How to estimate the generalization error E(MSE) app.wooclap.com/ADAV2024

In a different dataset from the dataset used to train the model! (we use the “out of sample prediction error” to estimate the generalization error of our model)

General framework:

  • Training dataset: To train the models
  • Validation dataset: To select the best model
  • Test dataset: To estimate the generalization error of the best model

Often, the terms “validation set” and “test set” are used interchangeably

Key points:

  • We cannot use the training data to evaluate the generalization error
  • If we use some data to compare between models, the MSE of the best model is not an unbiased estimate of the generalization error. We need a new dataset (the test data) to estimate the generalization error.

Why? Mainly to avoid overfitting

Suppose that you’re a teacher writing an exam for some students [models]. If you want to evaluate their skills, will you give them exercises [observations] that they have already seen [train set], and that they still have on their desks, or new exercises, inspired by what they learned, but different from them? [different set] (jpl, stackoverflow)

Complex models tend to overfit

Complex models and bias vs variance

\(E(MSE) = Bias^2(model) + Variance(model) + Variance(\epsilon)\)

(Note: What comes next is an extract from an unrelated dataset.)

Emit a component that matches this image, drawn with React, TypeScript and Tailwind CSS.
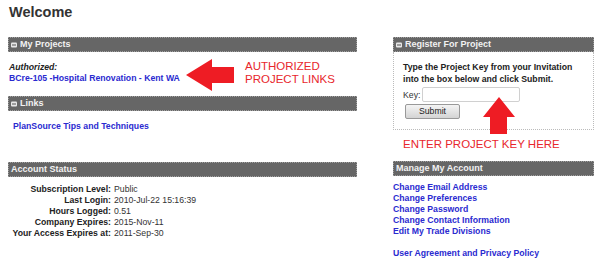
function Toggle() {
  return (
    <svg width="6" height="6" viewBox="0 0 6 6" className="shrink-0">
      <rect x="0" y="0.5" width="6" height="5" rx="1" fill="#e8e8e8" />
      <rect x="1" y="2.5" width="4" height="1" fill="#555" />
    </svg>
  );
}

function Bar({ title, icon = false }: { title: string; icon?: boolean }) {
  return (
    <div className="h-[15px] bg-[#666] border border-dotted border-[#a0a0a0] flex items-center gap-[2px] pl-[2px] text-[9px] font-bold text-[#f2f2f2] leading-none">
      {icon && <Toggle />}
      <span className={icon ? "ml-[1px]" : ""}>{title}</span>
    </div>
  );
}

const status = [
  ["Subscription Level:", "Public"],
  ["Last Login:", "2010-Jul-22 15:16:39"],
  ["Hours Logged:", "0.51"],
  ["Company Expires:", "2015-Nov-11"],
  ["Your Access Expires at:", "2011-Sep-30"],
];

const accountLinks = [
  "Change Email Address",
  "Change Preferences",
  "Change Password",
  "Change Contact Information",
  "Edit My Trade Divisions",
];

export default function App() {
  return (
    <div className="relative w-[600px] h-[264px] bg-white overflow-hidden font-['Liberation_Sans',Arial,sans-serif] text-[#333]">
      <h1 className="pl-[9px] pt-[4px] text-[14.5px] leading-[17px] font-bold text-[#333]">Welcome</h1>

      <div className="flex gap-[36px] pl-[8px] mt-[16px]">
        {/* left column */}
        <div className="w-[349px] flex flex-col">
          <Bar title="My Projects" icon />
          <div className="pt-[10px] pl-[1px] text-[8.7px] leading-[11px] font-bold">
            <div className="italic text-[#222]">Authorized:</div>
            <a className="text-[#2a2ad0]">BCre-105 -Hospital Renovation - Kent WA</a>
          </div>

          <div className="mt-[12px]">
            <Bar title="Links" icon />
          </div>
          <div className="pt-[10px] pl-[5px] text-[8.7px] leading-[11px] font-bold text-[#2a2ad0]">
            PlanSource Tips and Techniques
          </div>

          <div className="mt-[30px]">
            <Bar title="Account Status" />
          </div>
          <div className="pt-[7px] grid grid-cols-[103px_1fr] gap-x-[3px] text-[8.7px] leading-[11px]">
            {status.map(([k, v]) => (
              <div key={k} className="contents">
                <span className="text-right font-bold text-[#222]">{k}</span>
                <span className="text-[#333]">{v}</span>
              </div>
            ))}
          </div>
        </div>

        {/* right column */}
        <div className="w-[201px] flex flex-col">
          <Bar title="Register For Project" icon />
          <div className="border border-t-0 border-dotted border-[#bbb] pl-[9px] pt-[9px] pb-[10px] text-[9px] leading-[12px]">
            <p className="text-[8.7px] font-bold text-[#222]">
              Type the Project Key from your Invitation
              <br />
              into the box below and click Submit.
            </p>
            <div className="mt-[2px] flex items-center gap-[2px] text-[8.7px]">
              <span>Key:</span>
              <input className="w-[98px] h-[15px] border border-[#d0d0d0] rounded-[2px] bg-white outline-none" />
            </div>
            <button className="block mt-[2px] ml-[2px] w-[55px] h-[15px] border border-[#999] rounded-[2px] bg-gradient-to-b from-[#f4f4f4] to-[#d4d4d4] text-[8.7px] leading-none text-[#222]">
              Submit
            </button>
          </div>

          <div className="mt-[31px]">
            <Bar title="Manage My Account" />
          </div>
          <div className="pt-[6px] flex flex-col text-[8.7px] leading-[11px] font-bold text-[#2a2ad0]">
            {accountLinks.map((l) => (
              <a key={l}>{l}</a>
            ))}
            <a className="mt-[11px]">User Agreement and Privacy Policy</a>
          </div>
        </div>
      </div>

      {/* annotations */}
      <svg className="absolute left-0 top-0" width="600" height="264">
        <polygon points="186,75 212,59 212,67 234,67 234,83 212,83 212,91" fill="#ee1c24" />
        <polygon points="499,97 515,117 507,117 507,134 490,134 490,117 483,117" fill="#ee1c24" />
      </svg>
      <div className="absolute left-[245px] top-[60px] text-[11.5px] leading-[13px] text-[#e8262c]">
        AUTHORIZED
        <br />
        PROJECT LINKS
      </div>
      <div className="absolute left-[403px] top-[138px] text-[11.5px] leading-[13px] text-[#e8262c]">
        ENTER PROJECT KEY HERE
      </div>
    </div>
  );
}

  • Bias: The error that is introduced by approximating a real-life problem, which may be extremely complicated, by a much simpler model. High bias often results from underfitting.
  • Variance: The sensitiviy of our model to small fluctuations in the training dataset. Since the training data are used to fit the statistical learning method, different training data sets will result in a different \(\hat{f}\). High variance often comes from overfitting.
  • Variance(\(\epsilon\)): Irreductible error

Complex models and bias vs variance (cont.)

  • Complex models will tend to overfit, and have high variance
  • Simple models will tend to underfit, and have high bias

Which model (top/bottom) has high variance?

Which model has high bias?

Recap: Two alternatives to select the best model

Training/validation/test


Training set: Train your models

Validation set: Compare the models (i.e. calculate MSE). Often re-used (but not too many times!).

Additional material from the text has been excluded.